Whereas De Ligt is a recognizable type of player -- the new Jaap Stam -- De Jong is unique. He has changed the shape of Dutch fields. For years, the Dutch game had been horizontal, obsessed with possession, specializing in slow square balls that opponents delightedly intercepted. De Jong has made Dutch soccer vertical again. With Ajax, he often has more than 100 touches a game, as teammates automatically give him the ball. He receives it in motion, creates space by turning his marker, then runs almost upright, his head up, always looking forward. Former Dutch international Eljero Elia says, "He does things that an outside-left does, but from midfield: dribbling, cutting in front of his opponent at the right moment, keeping the ball at his feet long enough to create situations where you outnumber the opposition. I've never seen anyone who plays like Frenkie de Jong."

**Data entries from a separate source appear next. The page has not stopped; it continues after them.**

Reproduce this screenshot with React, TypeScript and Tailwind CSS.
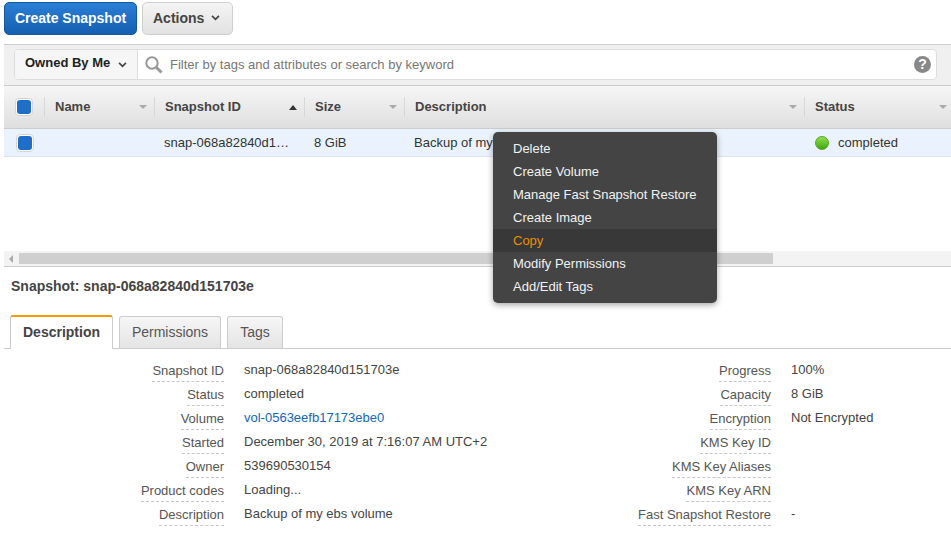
const columns = [
  { label: "Name", width: "w-[110px]", sort: "down" },
  { label: "Snapshot ID", width: "w-[150px]", sort: "up" },
  { label: "Size", width: "w-[100px]", sort: "down" },
  { label: "Description", width: "w-[400px]", sort: "down" },
  { label: "Status", width: "w-[146px]", sort: "down" },
];

const menuItems = [
  "Delete",
  "Create Volume",
  "Manage Fast Snapshot Restore",
  "Create Image",
  "Copy",
  "Modify Permissions",
  "Add/Edit Tags",
];

const leftDetails = [
  { label: "Snapshot ID", value: "snap-068a82840d151703e" },
  { label: "Status", value: "completed" },
  { label: "Volume", value: "vol-0563eefb17173ebe0", link: true },
  { label: "Started", value: "December 30, 2019 at 7:16:07 AM UTC+2" },
  { label: "Owner", value: "539690530154" },
  { label: "Product codes", value: "Loading..." },
  { label: "Description", value: "Backup of my ebs volume" },
];

const rightDetails = [
  { label: "Progress", value: "100%" },
  { label: "Capacity", value: "8 GiB" },
  { label: "Encryption", value: "Not Encrypted" },
  { label: "KMS Key ID", value: "" },
  { label: "KMS Key Aliases", value: "" },
  { label: "KMS Key ARN", value: "" },
  { label: "Fast Snapshot Restore", value: "-" },
];

const Caret = ({ className }: { className: string }) => (
  <svg viewBox="0 0 10 7" className={className} fill="none" stroke="currentColor" strokeWidth="2">
    <path d="M1 1 L5 5 L9 1" />
  </svg>
);

const SearchGlyph = () => (
  <svg viewBox="0 0 18 18" className="w-[18px] h-[18px] ml-[7px] mt-[6px] text-[#999]" fill="none" stroke="currentColor">
    <circle cx="7" cy="7" r="5.7" strokeWidth="2" />
    <path d="M11.2 11.2 L16.5 16.5" strokeWidth="3" />
  </svg>
);

const Checkbox = () => (
  <div className="w-[18px] h-[18px] rounded-[4px] bg-white border border-[#d5d5d5] flex items-center justify-center">
    <div className="w-[14px] h-[14px] rounded-[3px] bg-[#1f6fc9]" />
  </div>
);

const DetailRow = ({ label, value, link }: { label: string; value: string; link?: boolean }) => (
  <div className="flex h-[24px]">
    <div className="w-[224px] flex justify-end">
      <span className="h-[20px] pt-[1px] leading-[16px] text-[#555] border-b border-dashed border-[#c8c8c8]">{label}</span>
    </div>
    <div className={`ml-[20px] leading-[16px] ${link ? "text-[#1166bb]" : "text-[#444]"}`}>{value}</div>
  </div>
);

export default function App() {
  return (
    <div className="relative w-[951px] h-[549px] overflow-hidden bg-white text-[13px] font-['Liberation_Sans',Arial,sans-serif]">
      <div className="h-[44px] pl-[4px] pt-[2px] flex items-start gap-[5px]">
        <button className="w-[133px] h-[33px] rounded-[5px] border border-[#15589f] bg-gradient-to-b from-[#2a7fd6] to-[#145fb1] text-white font-bold text-[14px]">
          Create Snapshot
        </button>
        <button className="w-[91px] h-[33px] rounded-[5px] border border-[#cfcfcf] bg-gradient-to-b from-[#f4f4f4] to-[#e2e2e2] text-[#444] font-bold text-[14px] flex items-center pl-[10px] gap-[7px]">
          Actions
          <Caret className="w-[9px] h-[6px] mb-[2px]" />
        </button>
      </div>

      <div className="ml-[4px] h-[42px] bg-[#f0f0f0] border-t border-b border-[#cccccc] pl-[10px] pr-[14px] pt-[4px]">
        <div className="h-[31px] flex rounded-[4px] border border-[#dddddd] bg-white overflow-hidden">
          <div className="w-[123px] bg-[#f6f6f6] border-r border-[#dddddd] flex items-center pl-[10px] pb-[3px] font-bold text-[#222]">
            Owned By Me
            <Caret className="w-[9px] h-[6px] ml-[8px] mt-[3px] text-[#444]" />
          </div>
          <SearchGlyph />
          <div className="ml-[7px] leading-[30px] text-[#777] flex-1">Filter by tags and attributes or search by keyword</div>
          <div className="w-[17px] h-[17px] mt-[6px] mr-[5px] rounded-full bg-[#888] text-white font-bold text-[14px] leading-[17px] text-center">?</div>
        </div>
      </div>

      <div className="ml-[4px] h-[43px] flex items-center bg-gradient-to-b from-[#f6f6f6] to-[#dfdfdf] border-b border-[#cccccc]">
        <div className="w-[41px] pl-[11px] flex items-center h-[20px] border-r border-[#d8d8d8]">
          <Checkbox />
        </div>
        {columns.map((col) => (
          <div key={col.label} className={`${col.width} h-[20px] flex items-center justify-between pl-[10px] pr-[7px] last:pr-[4px] border-r border-[#d8d8d8] last:border-r-0 font-bold text-[#444]`}>
            {col.label}
            {col.sort === "up" ? (
              <div className="w-0 h-0 border-x-[4px] border-x-transparent border-b-[5px] border-b-[#333]" />
            ) : (
              <div className="w-0 h-0 border-x-[4px] border-x-transparent border-t-[4px] border-t-[#aaa]" />
            )}
          </div>
        ))}
      </div>

      <div className="ml-[4px] h-[28px] flex items-center bg-[#eaf3fd] border-b border-[#dde3ea] text-[#333]">
        <div className="w-[40px] pl-[12px]">
          <Checkbox />
        </div>
        <div className="w-[110px]" />
        <div className="w-[150px] pl-[10px]">snap-068a82840d1…</div>
        <div className="w-[100px] pl-[10px]">8 GiB</div>
        <div className="w-[399px] pl-[10px]">Backup of my ebs volume</div>
        <div className="pl-[12px] flex items-center gap-[9px]">
          <div className="w-[14px] h-[14px] rounded-full bg-gradient-to-b from-[#8ee04a] to-[#3ea50e] border border-[#52a52a]" />
          completed
        </div>
      </div>

      <div className="h-[94px]" />

      <div className="ml-[4px] h-[16px] bg-[#f3f3f3] border-b border-[#cccccc] flex">
        <div className="w-[15px] flex items-center pl-[5px]">
          <div className="w-0 h-0 border-y-[4px] border-y-transparent border-r-[4px] border-r-[#aaa]" />
        </div>
        <div className="w-[754px] h-[11px] bg-[#cfcfcf] mt-[2px]" />
      </div>

      <div className="pl-[11px] pt-[10px] h-[49px] font-bold text-[14px] leading-[18px] text-[#444]">Snapshot: snap-068a82840d151703e</div>

      <div className="ml-[4px] h-[33px] flex items-end border-b border-[#cccccc] pl-[6px]">
        <div className="w-[103px] h-[34px] -mb-px bg-white border-x border-[#cccccc] border-t-2 border-t-[#f59b00] rounded-t-[3px] text-center leading-[30px] font-bold text-[14px] text-[#444]">
          Description
        </div>
        <div className="ml-[6px] w-[102px] h-[32px] bg-gradient-to-b from-[#f6f6f6] to-[#e4e4e4] border border-b-0 border-[#cccccc] rounded-t-[3px] text-center leading-[30px] text-[14px] text-[#555]">
          Permissions
        </div>
        <div className="ml-[6px] w-[56px] h-[32px] bg-gradient-to-b from-[#f6f6f6] to-[#e4e4e4] border border-b-0 border-[#cccccc] rounded-t-[3px] text-center leading-[30px] text-[14px] text-[#555]">
          Tags
        </div>
      </div>

      <div className="flex pt-[13px]">
        <div className="w-[547px]">
          {leftDetails.map((row) => (
            <DetailRow key={row.label} label={row.label} value={row.value} link={row.link} />
          ))}
        </div>
        <div>
          {rightDetails.map((row) => (
            <DetailRow key={row.label} label={row.label} value={row.value} />
          ))}
        </div>
      </div>

      <div className="absolute left-[493px] top-[132px] w-[224px] h-[171px] py-[5px] rounded-[5px] bg-[#444444] shadow-[0_2px_6px_rgba(0,0,0,0.35)]">
        {menuItems.map((item) => (
          <div key={item} className={`h-[23px] pl-[20px] leading-[23px] ${item === "Copy" ? "bg-[#383838] text-[#ec8f00]" : "text-[#f2f2f2]"}`}>
            {item}
          </div>
        ))}
      </div>
    </div>
  );
}
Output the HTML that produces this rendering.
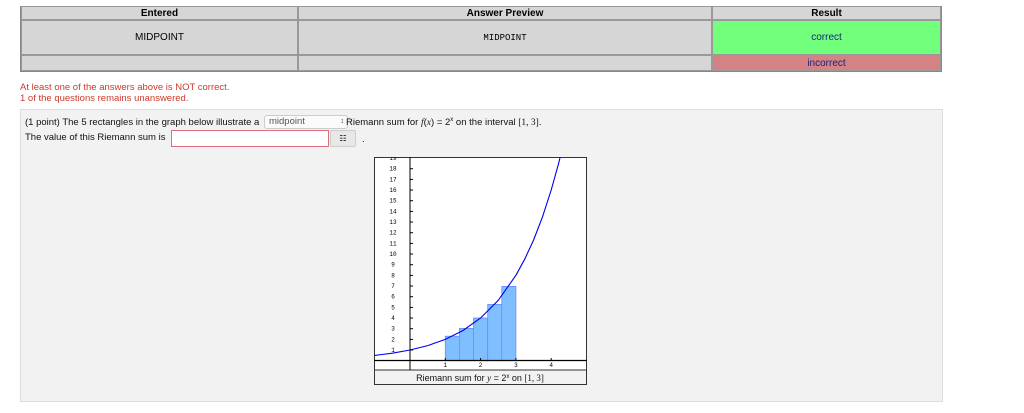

He made his debut for Netherlands as a sub against Peru in September, which by chance was the last international match of the last great Dutch vertical player, Wesley Sneijder. By the end of the night, De Jong had made himself irreplaceable in the national team. He alone now supplies most of Oranje's creativity.

The next move for him and De Ligt is abroad. Both have preserved their down-to-earth, cheery calm amid the growing hype. Even before De Jong became an Ajax regular, he seemed to have been pledged to Barcelona, as the natural heir of Xavi and Andres Iniesta, but now Manchester City is reportedly trying to muscle in and buy him for perhaps €80 million as early as January. The sums mentioned bewilder his parents. But Ajax, guaranteed a spot in the Champions League knockout rounds if rival Benfica loses at Bayern Munich on Nov. 27, will try not to sell until the summer.

De Ligt, meanwhile, stifled the few remaining doubts by shutting Robert Lewandowski out of Ajax's 1-1 tie at Bayern Munich last month. He recently signed with Dutch-Italian superagent Mino Raiola. Now his most likely destinations appear to be Barca or Juventus.

After four years of humiliation, fans of Dutch soccer are getting excited again.